Congress has decisively lost to the president in the year’s most consequential balance-of-powers dispute before the Supreme Court.
The president must have exclusive power to formally recognize the government of another nation, the court declared Monday in a 6-3 decision both sides predicted would shift influence over American foreign policy away from the Capitol and push more of it toward the White House. At the heart of the majority’s reasoning was one of the most obvious and central differences in the Constitution’s designs for the executive and legislative branches, which the justices said should rightfully handicap the roles of the House and Senate in shaping international affairs: The president speaks with a single voice, while Congress is by its nature an often contradictory chorus.
The decision serves as a heavy counterweight to the court’s big ruling on the balance of powers from a year ago, when the justices were unanimous in deciding President Barack Obama had overstepped his authority to make recess appointments to domestic policy regulatory boards. In that case, the court said the president had no constitutional choice but to wait out the cacophony (or, more frequently, the silence) of the Senate confirmation process, unless the senators declared themselves on a genuine break from their work.
On the surface, the new case was about the relatively narrow question of whether Congress has the authority to decide language that will appear on a United States passport — in particular, whether it was within bounds to write a law 13 years ago requiring the State Department to “record the place of birth as Israel” on the passports of children born in Jerusalem if that’s what the parents requested.
But the majority pushed its decision beyond that already sensitive diplomatic subject, concluding that determining what a passport says is part of the president’s power to decide which sovereign nations will receive recognition.
“Put simply, the nation must have a single policy regarding which governments are legitimate in the eyes of the United States,” Justice Anthony M. Kennedy wrote for the court.
“Between the two political branches, only the executive has the characteristic of unity at all times,” he went on, and the 2002 “congressional command would not only prevent the nation from speaking with one voice but also prevent the executive itself from doing so in conducting foreign relations.”
The dissenters were Chief Justice John G. Roberts Jr. and Justices Antonin Scalia and Samuel A. Alito Jr.
“The text and structure of the Constitution divide responsibility for foreign policy, like responsibility for just about everything else, between the two coordinate and equal political branches. A principle that the nation must have a single foreign policy, which elevates efficiency above the text and structure of the Constitution, will systematically favor the president at the expense of Congress,” Scalia said in summarizing his dissent from the bench. “It is possible that it will make for a more effective foreign policy, perhaps as effective as that of Bismarck or King George. But it is certain that, in the long run, it will erode the structure of equal and separated powers.”

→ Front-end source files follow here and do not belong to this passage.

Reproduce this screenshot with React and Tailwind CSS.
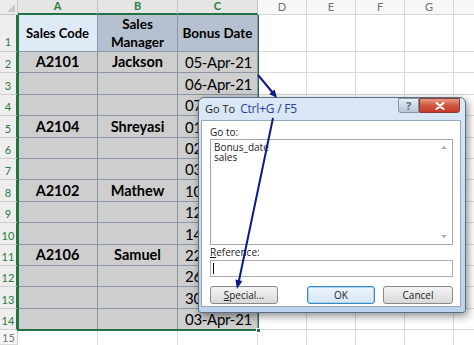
// Excel sheet with the "Go To" dialog opened over a selected range

const ROWS = [
  { n: 2, a: 'A2101', b: 'Jackson', c: '05-Apr-21' },
  { n: 3, c: '06-Apr-21' },
  { n: 4, c: '07-Apr-21' },
  { n: 5, a: 'A2104', b: 'Shreyasi', c: '01-Apr-21' },
  { n: 6, c: '02-Apr-21' },
  { n: 7, c: '03-Apr-21' },
  { n: 8, a: 'A2102', b: 'Mathew', c: '10-Apr-21' },
  { n: 9, c: '12-Apr-21' },
  { n: 10, c: '14-Apr-21' },
  { n: 11, a: 'A2106', b: 'Samuel', c: '22-Apr-21' },
  { n: 12, c: '26-Apr-21' },
  { n: 13, c: '30-Apr-21' },
  { n: 14, c: '03-Apr-21' },
];

const EMPTY = ['D', 'E', 'F', 'G'];

const cellFont = { fontFamily: 'Lato, "Open Sans", sans-serif' };

const RowNum = ({ n, on = true, tall }) => (
  <div
    className={`w-[18px] shrink-0 flex justify-center border-b text-[11px] leading-[14px] ${
      on
        ? `items-end ${tall ? 'pb-[2px]' : 'pb-[1px]'} bg-[#eeeeee] text-[#2b7a44] border-r-2 border-r-[#217346] border-b-[#cfcfcf]`
        : 'items-start pt-[1px] bg-[#f6f6f6] text-[#777] border-r border-r-[#d0d0d0] border-b-[#dcdcdc]'
    }`}
  >
    {n}
  </div>
);

const EmptyCells = () => (
  <>
    {EMPTY.map((k) => (
      <div key={k} className="w-[49px] shrink-0 border-r border-b border-[#dadada]" />
    ))}
    <div className="flex-1 border-b border-[#dadada]" />
  </>
);

const DataRow = ({ n, a, b, c }) => (
  <div className="flex h-[21.4px]">
    <RowNum n={n} />
    <div className="w-[80px] shrink-0 flex items-end justify-center pb-[1px] bg-[#cecece] border-r border-b border-[#8b97a6] font-bold text-[14.5px] leading-[18px] text-black">
      {a}
    </div>
    <div className="w-[80px] shrink-0 flex items-end justify-center pb-[1px] bg-[#cecece] border-r border-b border-[#8b97a6] font-bold text-[14.5px] leading-[18px] text-black">
      {b}
    </div>
    <div className="w-[80px] shrink-0 flex items-end pl-[7px] pb-[1px] bg-[#cecece] border-r border-b border-[#8b97a6] text-[15px] leading-[18px] tracking-[-0.3px] text-black whitespace-nowrap overflow-hidden">
      {c}
    </div>
    <EmptyCells />
  </div>
);

const DlgButton = ({ className = '', children, primary }) => (
  <div
    className={`h-[18px] flex items-center justify-center rounded-[3px] border text-[10px] text-[#1d1d1d] bg-gradient-to-b ${
      primary ? 'border-[#3c86c0] from-[#eef6fc] to-[#d3e6f4] shadow-[inset_0_0_0_1px_#a9d6f5]' : 'border-[#8a8a8a] from-[#f4f4f4] to-[#d9d9d9]'
    } ${className}`}
  >
    {children}
  </div>
);

export default function App() {
  return (
    <div className="relative w-[474px] h-[345px] overflow-hidden bg-white" style={cellFont}>
      {/* column headers */}
      <div className="flex h-[15px]">
        <div className="w-[18px] shrink-0 relative bg-[#ececec] border-r border-b border-[#c8c8c8]">
          <div className="absolute right-[2px] bottom-[2px] w-0 h-0 border-l-[8px] border-l-transparent border-b-[8px] border-b-[#c9c9c9]" />
        </div>
        {['A', 'B', 'C'].map((k) => (
          <div
            key={k}
            className="w-[80px] shrink-0 flex items-center justify-center bg-[#e5e5e5] border-r border-r-[#c2c2c2] border-b-2 border-b-[#217346] text-[11px] font-bold text-[#2b7a44]"
          >
            {k}
          </div>
        ))}
        {EMPTY.map((k) => (
          <div
            key={k}
            className="w-[49px] shrink-0 flex items-center justify-center bg-[#f7f7f7] border-r border-b border-[#d6d6d6] text-[11px] text-[#707070]"
          >
            {k}
          </div>
        ))}
        <div className="flex-1 bg-[#f7f7f7] border-b border-[#d6d6d6]" />
      </div>

      {/* row 1: headings */}
      <div className="flex h-[37px]">
        <RowNum n={1} tall />
        <div className="w-[80px] shrink-0 flex items-center justify-center bg-[#deeaf6] border-r border-b border-[#8b97a6] font-bold text-[13px] leading-[17px] text-black">
          Sales Code
        </div>
        <div className="w-[80px] shrink-0 flex items-center justify-center text-center bg-[#b5c1ce] border-r border-b border-[#8b97a6] font-bold text-[13.5px] leading-[18px] text-black">
          Sales
          <br />
          Manager
        </div>
        <div className="w-[80px] shrink-0 flex items-center justify-center bg-[#b5c1ce] border-r border-b border-[#8b97a6] font-bold text-[13.5px] leading-[17px] text-black">
          Bonus Date
        </div>
        <EmptyCells />
      </div>

      {ROWS.map((r) => (
        <DataRow key={r.n} {...r} />
      ))}

      <div className="flex h-[15px]">
        <RowNum n={15} on={false} />
        <div className="w-[80px] shrink-0 border-r border-[#dadada]" />
        <div className="w-[80px] shrink-0 border-r border-[#dadada]" />
        <div className="w-[80px] shrink-0 border-r border-[#dadada]" />
        {EMPTY.map((k) => (
          <div key={k} className="w-[49px] shrink-0 border-r border-[#dadada]" />
        ))}
      </div>

      {/* selection outline + fill handle */}
      <div className="absolute left-[17px] top-[15px] w-[242px] h-[316px] border-l-2 border-b-2 border-r border-[#217346] pointer-events-none" />
      <div className="absolute left-[256px] top-[328px] w-[5px] h-[5px] bg-[#217346] border border-white pointer-events-none" />

      {/* Go To dialog */}
      <div
        className="absolute left-[198px] top-[97px] w-[268px] h-[216px] flex flex-col rounded-t-[6px] rounded-b-[3px] border border-[#5d6f85] bg-gradient-to-b from-[#dbe8f6] via-[#c9dbef] to-[#bcd2ea] shadow-[2px_3px_8px_rgba(0,0,0,0.45)]"
        style={{ fontFamily: '"Open Sans", "Noto Sans", sans-serif' }}
      >
        <div className="h-[22px] flex items-start pr-[5px]">
          <div className="flex items-center h-[22px] pl-[6px]">
            <span className="text-[11px] text-[#1b1b1b]">Go To</span>
            <span className="ml-[5px] text-[12px] tracking-[-0.2px] text-[#263f96]">Ctrl+G / F5</span>
          </div>
          <div className="ml-auto flex">
            <div className="w-[21px] h-[15px] flex items-center justify-center rounded-bl-[3px] border border-[#8193a8] bg-gradient-to-b from-[#e8eef5] to-[#b8c6d6] text-[11px] font-bold text-[#5a6676] leading-none">
              ?
            </div>
            <div className="w-[41px] h-[15px] flex items-center justify-center rounded-br-[3px] border border-[#8d3a30] bg-gradient-to-b from-[#e49a86] via-[#cf5640] to-[#c43a27]">
              <svg width="10" height="8" viewBox="0 0 10 8">
                <path d="M1.5 1 L8.5 7 M8.5 1 L1.5 7" stroke="white" strokeWidth="2" strokeLinecap="round" />
              </svg>
            </div>
          </div>
        </div>

        <div className="flex-1 ml-[2px] mr-[4px] mb-[5px] flex flex-col bg-white border border-[#97a9c0] pl-[8px] pr-[7px] pt-[5px]">
          <div className="h-[13px] text-[10px] leading-[13px] text-[#1d1d1d]">Go to:</div>
          <div className="h-[106px] flex border border-[#a6a8ae]">
            <div className="flex-1 pl-[3px] pt-[2px] text-[10px] leading-[10px] text-[#1d1d1d]">
              <div>Bonus_date</div>
              <div>sales</div>
            </div>
            <div className="w-[16px] flex flex-col items-center justify-between py-[6px]">
              <div className="w-0 h-0 border-x-[3px] border-x-transparent border-b-[3px] border-b-[#a8a8a8]" />
              <div className="w-0 h-0 border-x-[3px] border-x-transparent border-t-[3px] border-t-[#a8a8a8]" />
            </div>
          </div>
          <div className="h-[15px] text-[10px] leading-[15px] text-[#1d1d1d]">
            <span className="underline">R</span>eference:
          </div>
          <div className="h-[17px] flex items-center border border-[#abadb3] pl-[2px]">
            <div className="w-px h-[11px] bg-black" />
          </div>
          <div className="mt-[9px] flex">
            <DlgButton className="w-[68px]">
              <span className="underline">S</span>pecial...
            </DlgButton>
            <DlgButton className="w-[68px] ml-[29px]" primary>
              OK
            </DlgButton>
            <DlgButton className="w-[70px] ml-[8px]">Cancel</DlgButton>
          </div>
        </div>
      </div>

      {/* annotation arrows */}
      <svg className="absolute inset-0 pointer-events-none" width="474" height="345" viewBox="0 0 474 345">
        <path d="M258 75 L273 93" stroke="#0c1a86" strokeWidth="2" fill="none" />
        <polygon points="277,98 274.6,89.6 269.2,94" fill="#0c1a86" />
        <path d="M273 118 L238.9 281" stroke="#0c1a86" strokeWidth="2" fill="none" />
        <polygon points="237,289 242.3,280.9 235.4,279.5" fill="#0c1a86" />
      </svg>
    </div>
  );
}
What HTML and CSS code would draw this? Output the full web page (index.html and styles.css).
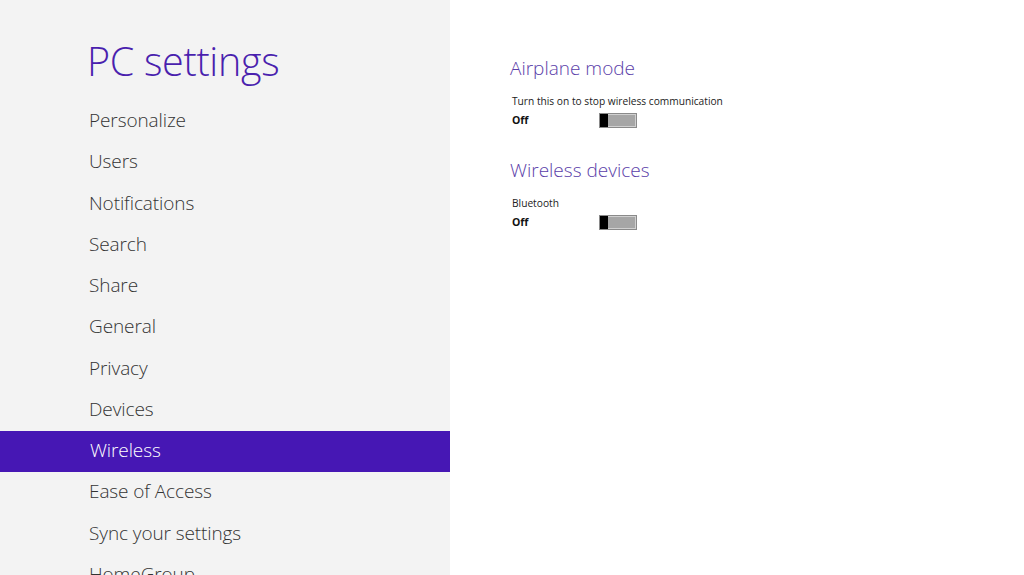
FILE: index.html
```html
<!DOCTYPE html>
<html lang="en">
<head>
<meta charset="utf-8">
<title>PC settings</title>
<link rel="stylesheet" href="styles.css">
</head>
<body>
<div class="screen">
  <nav class="sidebar">
    <h1 class="title">PC settings</h1>
    <ul class="menu">
      <li class="item">Personalize</li>
      <li class="item">Users</li>
      <li class="item">Notifications</li>
      <li class="item">Search</li>
      <li class="item">Share</li>
      <li class="item">General</li>
      <li class="item">Privacy</li>
      <li class="item">Devices</li>
      <li class="item selected">Wireless</li>
      <li class="item">Ease of Access</li>
      <li class="item">Sync your settings</li>
      <li class="item">HomeGroup</li>
    </ul>
  </nav>
  <main class="content">
    <section class="group">
      <h2 class="group-title">Airplane mode</h2>
      <div class="setting">
        <div class="label">Turn this on to stop wireless communication</div>
        <div class="toggle-row">
          <span class="state">Off</span>
          <span class="toggle"><span class="thumb"></span></span>
        </div>
      </div>
    </section>
    <section class="group">
      <h2 class="group-title">Wireless devices</h2>
      <div class="setting">
        <div class="label">Bluetooth</div>
        <div class="toggle-row">
          <span class="state">Off</span>
          <span class="toggle"><span class="thumb"></span></span>
        </div>
      </div>
    </section>
  </main>
</div>
</body>
</html>
```

FILE: styles.css
```css
html, body {
  margin: 0;
  padding: 0;
  height: 100%;
  overflow: hidden;
  background: #ffffff;
  font-family: "Open Sans", "Noto Sans", "Liberation Sans", sans-serif;
}

.screen {
  display: flex;
  height: 575px;
  width: 1024px;
}

.sidebar {
  width: 450px;
  flex: none;
  background: #f3f3f3;
  overflow: hidden;
}

.title {
  margin: 0;
  padding: 36px 0 0 87px;
  height: 65px;
  font-size: 39.5px;
  font-weight: 300;
  line-height: 50px;
  color: #4a1fae;
  letter-spacing: -0.3px;
}

.menu {
  list-style: none;
  margin: 0;
  padding: 0;
}

.item {
  height: 41.25px;
  line-height: 39px;
  padding-left: 89px;
  font-size: 19px;
  font-weight: 300;
  color: #333333;
  white-space: nowrap;
  letter-spacing: -0.1px;
}

.item.selected {
  background: #4617b4;
  color: #ffffff;
  padding-left: 90px;
}

.content {
  flex: 1;
  padding: 53px 0 0 60px;
}

.group {
  margin-bottom: 24px;
}

.group-title {
  margin: 0;
  font-size: 19px;
  font-weight: 300;
  line-height: 30px;
  color: #5b3ea9;
}

.setting {
  padding: 10px 0 0 2px;
}

.label {
  font-size: 10.2px;
  line-height: 16px;
  color: #222222;
}

.toggle-row {
  display: flex;
  align-items: center;
  height: 22px;
}

.state {
  width: 87px;
  font-size: 10.5px;
  font-weight: 700;
  color: #111111;
}

.toggle {
  display: flex;
  width: 38px;
  height: 15px;
  box-sizing: border-box;
  border: 2px solid #d0d0d0;
  background: #a6a6a6;
  outline: 1px solid #8a8a8a;
  outline-offset: -1px;
}

.thumb {
  width: 9px;
  height: 15px;
  margin: -2px 0 0 -2px;
  background: #000000;
}
```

Roberts, in a separate opinion, warned of a different precedent the majority could be setting.
It was wrong to strike down the law “based on the mere possibility that observers overseas might misperceive the significance of the birthplace designation,” he wrote. “In the process, the court takes the perilous step — for the first time in our history — of allowing the president to defy an act of Congress in the field of foreign affairs.”
The passport language, along with a provision pressing the relocation of the U.S. Embassy to Jerusalem from Tel Aviv, was included in a broader State Department authorization measure.
When President George W. Bush signed the bill, he issued a statement describing the Jerusalem provisions as “advisory” and declared he would ignore them because they “impermissibly interfere with the president’s constitutional authority to conduct the nation’s foreign affairs.”
Obama has taken the same position, so the passport statute has never been in force. Soon after the law went on the books, the parents of Menachem Zivotofsky sued in federal court after consular officials refused to include “Israel” along with “Jerusalem” as their newborn son's birthplace. It was their lawsuit the court dismissed Monday. (Had the court ruled the other way, the now 12-year-old Zivotofsky and about 50,000 other U.S. citizens born in the city could have gotten their passports altered.)
The status of Jerusalem has been a vexing diplomatic matter for almost half a century. Israel has controlled all the city since the 1967 Six-Day War and proclaims it as its capital. The Palestinians have declared East Jerusalem will be the capital of their independent state. Under presidents of both parties, U.S. policy has refrained from recognizing any national sovereignty and has said the historic city’s formal place on the world map should be settled through negotiations between the Israelis and Palestinians. The Obama administration reiterated that view in its briefs in the Zivotofsky case.
Although the court said Congress had overstepped its bounds on the passport matter — by effectively claiming some power over diplomatic recognitions — the majority opinion went out of its way to enumerate the parts of the Constitution that give lawmakers a role in foreign policy, from authority over immigration and foreign commerce to the power to allocate funding for a new embassy.
“Formal recognition may seem a hollow act if it is not accompanied by the dispatch of an ambassador, the easing of trade restrictions, and the conclusion of treaties. And those decisions require action by the Senate or the whole Congress,” Kennedy wrote. “In practice, then, the president’s recognition determination is just one part of a political process that may require Congress to make laws.”